Aluminium is the third most abundant material in the earth's crust (8.1 %), while copper is similarly rare as lithium (0.006 %), with almost 25 % of the total copper production in 2022, or 5.2 million tonnes, coming from Chile. Another "conflict material" needed for lithium cells is cobalt, which is also rare at 0.003 %. Its extraction in Congo is very costly, which is why it is often associated with child labour, exploitation and the financing of arms deals.  

Another reason for the reduced production costs is the similarity of the construction principles of lithium and sodium-ion batteries mentioned earlier. The main difference is that sodium instead of lithium is used as the carrier material for the charge between the poles. This similarity can save expensive retooling and adjustments to the production infrastructure. In a comparable way, aluminium is used as the anode material instead of copper.

In addition to the simpler and cheaper extraction of the necessary raw materials, the flexibility of their availability is an important factor. In this way, the producing companies reduce their dependence on individual companies and regimes and benefit from the prices that form on the free market. Another advantage is the high temperature resistance of the batteries: even at temperatures of -20 °C, 90 % of their capacity should be immediately available. This is in contrast to lithium batteries, which already lose considerable capacity at -10 °C and are then hardly usable.

China clearly in the lead

Even though sodium batteries are already being built in other parts of the world, China is and will remain the leader in this field. Altris, a Swedish company, is building a sodium battery plant with a total annual production capacity of one gigawatt hour, and in the USA the battery manufacturer Clarios, together with the start-up Natron Energy from California, intends to set up a special production line for sodium-ion batteries with a total capacity of 600 megawatt hours in Michigan, parallel to the existing lithium-ion battery production there. Nevertheless, these figures seem small compared to the capacities planned in China: according to "Benchmark Minerals", a trade portal, the Chinese annual capacities amount to a proud 3.1 gigawatt hours.

What is not yet included in these figures, however, are the total factories currently planned or under reconstruction in China: If they are also taken into account, a staggering 100 gigawatt hours of total capacity can be expected by 2030. For comparison: according to a McKinsey survey, global demand for lithium-ion batteries was 700 gigawatt hours in 2022, with an exponential increase to 4.7 terawatt hours expected by 2030.
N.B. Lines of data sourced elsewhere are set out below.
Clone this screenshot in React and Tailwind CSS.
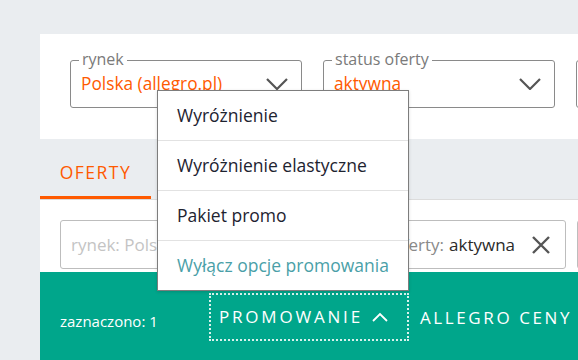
import React from "react";

function Chevron({ className = "" }) {
  return (
    <svg width="22" height="12" viewBox="0 0 22 12" className={className}>
      <polyline points="1,1 11,11 21,1" fill="none" stroke="#555" strokeWidth="2.2" />
    </svg>
  );
}

function Select({ label, value }) {
  return (
    <div className="relative w-[232px] h-[48px] shrink-0 border border-[#8a8a8a] rounded-[3px] flex items-center pl-[10px] pr-[13px]">
      <span className="absolute left-[8px] top-[-13px] bg-white px-[3px] text-[16px] leading-[22px] text-[#7a7a7a]">{label}</span>
      <span className="flex-1 text-[17.3px] text-[#ff5a00] whitespace-nowrap overflow-hidden">{value}</span>
      <Chevron />
    </div>
  );
}

export default function App() {
  return (
    <div className="relative w-[578px] h-[360px] overflow-hidden bg-[#eaedf0] font-['Open_Sans',sans-serif]">
      <div className="pt-[34px] pl-[40px] w-[760px]">
        <div className="bg-white h-[105px] flex gap-[21px] pl-[30px] pt-[26px]">
          <Select label="rynek" value="Polska (allegro.pl)" />
          <Select label="status oferty" value="aktywna" />
          <div className="w-[232px] h-[48px] shrink-0 border border-[#8a8a8a] rounded-[3px]" />
        </div>
        <div className="h-[60px] flex items-end">
          <div className="w-[111px] h-[60px] flex items-center justify-center pt-[10px] border-b-[3px] border-[#ff5a00] text-[17.5px] tracking-[1.5px] text-[#ff5a00]">
            OFERTY
          </div>
        </div>
        <div className="bg-white border-t border-[#dcdcdc] pt-[20px] pb-[3px] pl-[20px] flex gap-[11px]">
          <div className="w-[506px] h-[49px] border border-[#bdbdbd] rounded-[3px] flex items-center pl-[10px] pr-[14px] text-[17px] whitespace-nowrap">
            <span className="text-[#c4c4c4]">rynek: Polska (allegro.pl)</span>
            <span className="flex-1" />
            <span className="text-[#8a8a8a]">status oferty: </span>
            <span className="text-[#2a2a2a] ml-[5px]">aktywna</span>
            <svg width="20" height="20" viewBox="0 0 20 20" className="ml-[16px]">
              <path d="M2 2 L18 18 M18 2 L2 18" stroke="#555" strokeWidth="2.4" fill="none" />
            </svg>
          </div>
          <div className="w-[120px] h-[49px] border border-[#bdbdbd] rounded-[3px]" />
        </div>
        <div className="bg-[#00a68b] h-[100px] flex items-start pt-[21px] pl-[20px] text-white">
          <span className="text-[15px] mt-[17px] w-[149px]">zaznaczono: 1</span>
          <div className="w-[200px] h-[48px] border-2 border-dotted border-[#d8f2ec] flex items-center pl-[8px] gap-[9px]">
            <span className="text-[17px] tracking-[2.8px]">PROMOWANIE</span>
            <svg width="16" height="10" viewBox="0 0 16 10">
              <polyline points="1,9 8,2 15,9" fill="none" stroke="white" strokeWidth="1.8" />
            </svg>
          </div>
          <span className="text-[17px] tracking-[2.6px] ml-[11px] mt-[12px] whitespace-nowrap">ALLEGRO CENY</span>
        </div>
      </div>

      <div className="absolute left-[157px] top-[90px] w-[252px] bg-white border border-[#7d7d7d] shadow-[0_1px_3px_rgba(0,0,0,0.15)] text-[17.5px]">
        <div className="h-[50px] border-b border-[#e2e2e2] flex items-center pl-[19px] text-[#1e2330]">Wyróżnienie</div>
        <div className="h-[50px] border-b border-[#e2e2e2] flex items-center pl-[19px] text-[#1e2330]">Wyróżnienie elastyczne</div>
        <div className="h-[50px] border-b border-[#e2e2e2] flex items-center pl-[19px] text-[#1e2330]">Pakiet promo</div>
        <div className="h-[49px] flex items-center pl-[19px] text-[#4a9fa8]">Wyłącz opcje promowania</div>
      </div>
    </div>
  );
}
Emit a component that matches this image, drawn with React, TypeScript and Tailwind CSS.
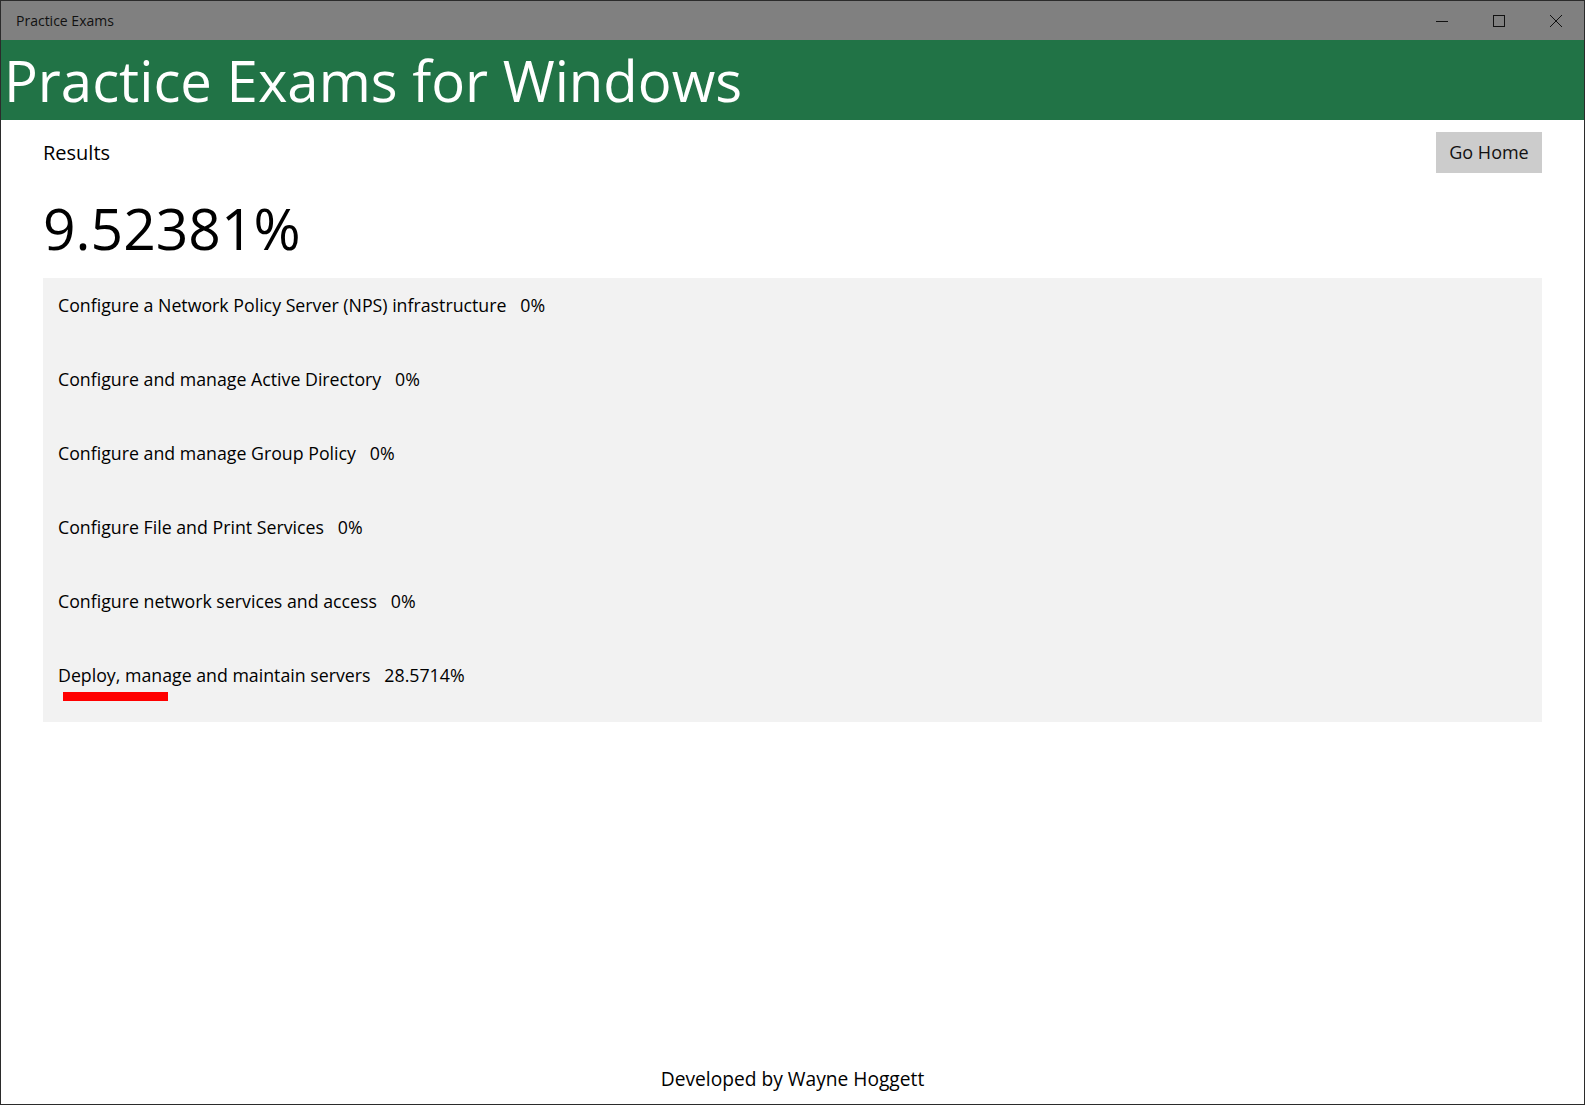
import React from "react";

const rows: [string, string][] = [
  ["Configure a Network Policy Server (NPS) infrastructure", "0%"],
  ["Configure and manage Active Directory", "0%"],
  ["Configure and manage Group Policy", "0%"],
  ["Configure File and Print Services", "0%"],
  ["Configure network services and access", "0%"],
  ["Deploy, manage and maintain servers", "28.5714%"],
];

export default function App() {
  return (
    <div
      className="w-[1585px] h-[1105px] border border-[#2b2b2b] bg-white flex flex-col overflow-hidden text-black"
      style={{ fontFamily: '"Open Sans", "Noto Sans", sans-serif' }}
    >
      {/* title bar */}
      <div className="h-[39px] bg-[#808080] flex items-center shrink-0">
        <div className="pl-[15px] text-[14px] text-[#111]">Practice Exams</div>
        <div className="ml-auto flex h-full">
          <div className="w-[57px] h-full flex items-center justify-center">
            <svg width="12" height="12" viewBox="0 0 12 12">
              <line x1="0" y1="6.5" x2="12" y2="6.5" stroke="#111" strokeWidth="1" />
            </svg>
          </div>
          <div className="w-[57px] h-full flex items-center justify-center">
            <svg width="12" height="12" viewBox="0 0 12 12">
              <rect x="0.5" y="0.5" width="11" height="11" fill="none" stroke="#111" strokeWidth="1" />
            </svg>
          </div>
          <div className="w-[57px] h-full flex items-center justify-center">
            <svg width="12" height="12" viewBox="0 0 12 12">
              <path d="M0 0 L12 12 M12 0 L0 12" stroke="#111" strokeWidth="1" />
            </svg>
          </div>
        </div>
      </div>

      {/* header */}
      <div className="h-[80px] bg-[#217346] shrink-0 flex items-center">
        <div className="pl-[3px] text-white text-[56.3px] leading-none">Practice Exams for Windows</div>
      </div>

      {/* content */}
      <div className="flex-1 flex flex-col px-[42px]">
        <div className="pt-[12px] flex items-center justify-between">
          <div className="text-[20px]">Results</div>
          <button className="h-[41px] w-[106px] bg-[#cccccc] text-[18px] text-[#111]">Go Home</button>
        </div>

        <div className="mt-[27px] text-[57px] leading-none">9.52381%</div>

        <div className="mt-[21px] h-[444px] bg-[#f2f2f2] pl-[15px] pt-[14px]">
          {rows.map(([name, pct], i) => (
            <div key={name} className={i < rows.length - 1 ? "h-[74px]" : ""}>
              <div className="h-[26px] flex items-center text-[17.75px] whitespace-pre">
                {name}
                {"   "}
                {pct}
              </div>
              {i === rows.length - 1 && (
                <div className="mt-[4px] ml-[5px] w-[105px] h-[9px] bg-[#ff0000]" />
              )}
            </div>
          ))}
        </div>

        <div className="flex-1" />
        <div className="pb-[12px] text-center text-[19.2px] leading-[26px]">Developed by Wayne Hoggett</div>
      </div>
    </div>
  );
}
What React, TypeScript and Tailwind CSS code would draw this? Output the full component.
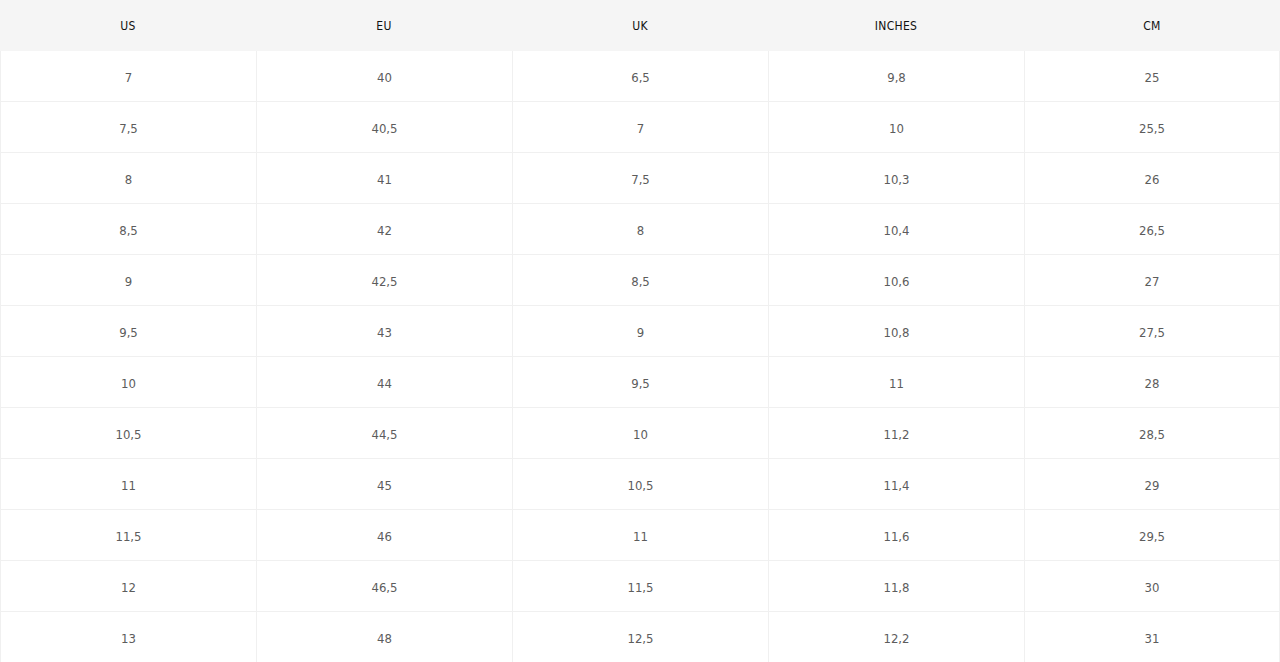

Attractive as a city runabout

Due to their short range, it stands to reason that sodium-ion batteries - they are also called "salt batteries" - are primarily suited for use in urban traffic. Another example is BYD, China's second largest e-car manufacturer. With its Seagull model, it presented a model at the Shanghai auto show that is available in a 10,500-euro and a 13,000-euro version. The cheaper version has a range of about 300 kilometres with a sodium battery, while the more expensive version with battery cells made of lithium iron phosphate reaches a little over 400 kilometres.

For European and US carmakers, such ranges are currently still not very attractive. For the Chinese market, however, where a gigantic expansion of capacities for e-cars is currently taking place in general, the sodium cells represent a complement to their longer-range sibling models that can be taken quite seriously.

Sodium batteries as the new standard?

The gap between salt batteries and lithium batteries in terms of energy density and range could narrow in the future. Then the advantages of sodium batteries would become all the more important. Whether the development goes in this direction depends on technological progress in the coming years.

However, another scenario is conceivable: instead of competing with each other, the two cell types could also be combined in battery packs in order to benefit from the advantages of both. CATL has already thought about this in the past.